Did you catch the thing about non-standard pinouts on the power connectors?
BLAST IT!
As the owner of two Tyan (mid Rev4 Tomcat I, later Trinity 1590S) boards, they really $%^& this one up. Non-standard PS2 mouse connectors, non-standard serial port connectors, non-standard USB connectors.
With these connectors it's not too bad, because the Tyan-pinout ones aren't much more, or it's not difficult to modify a standard one. But to mess up on the power supply connector...
I still haven't been able to get DMA running on the 1590S, on either stock Redhat kernels or using the Jumbo IDE patch. At some level, others have their MVP3's running DMA.
I have been pleased with the stability of Tyan boards, but between connector issues and the DMA troubles I've been having, it no longer feels safe as a 'default' decision.
The living have better things to do than to continue hating the dead.
... time to break those piggybanks
Why haven't anyone tested the motherboard (with all its features) under Linux?
They have a cursory look at Linux on page 17 of the Anand article. Not as much info as you'd like, but enough to reckon they have it working on the Mobo with little problem
Special Relativity: The person in the other queue thinks yours is moving faster.
rr
Quidquid latine dictum sit, altum videtur.

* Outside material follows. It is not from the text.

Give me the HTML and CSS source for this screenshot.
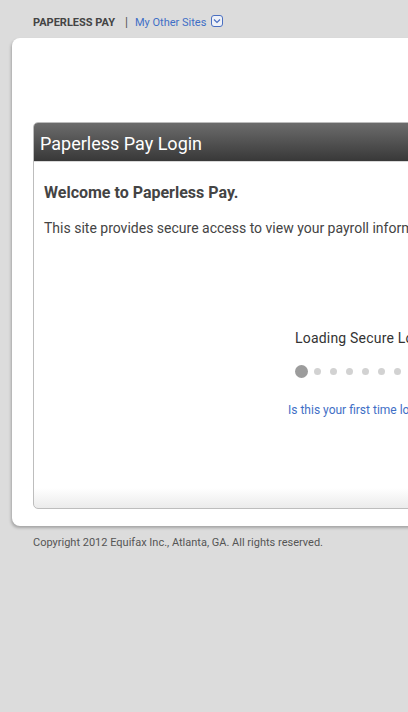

- Database Server Performance: 17.6% Faster
- 3D Rendering Performance: 14% Faster
- Image Editting Performance: 6.1% Faster
- Workstation Performance (Overall): 22.1% Faster*
- Linux Performance (Total): 12% Faster
- IT/Constant Computing Performance (Average): 17% Faster
- Overall System Performance: 8.6% Slower**
* - The Xeons did outperform the Athlons on the Photoshop 4 portion of the workstation performace scores by 11.4%.** - The Overall System Performance numbers ended up that way due to the Xeons' 20% advantage over the Athlons on the Internet Content Creation benchmarks and the basically even performance on the Office Productivity benchmarks.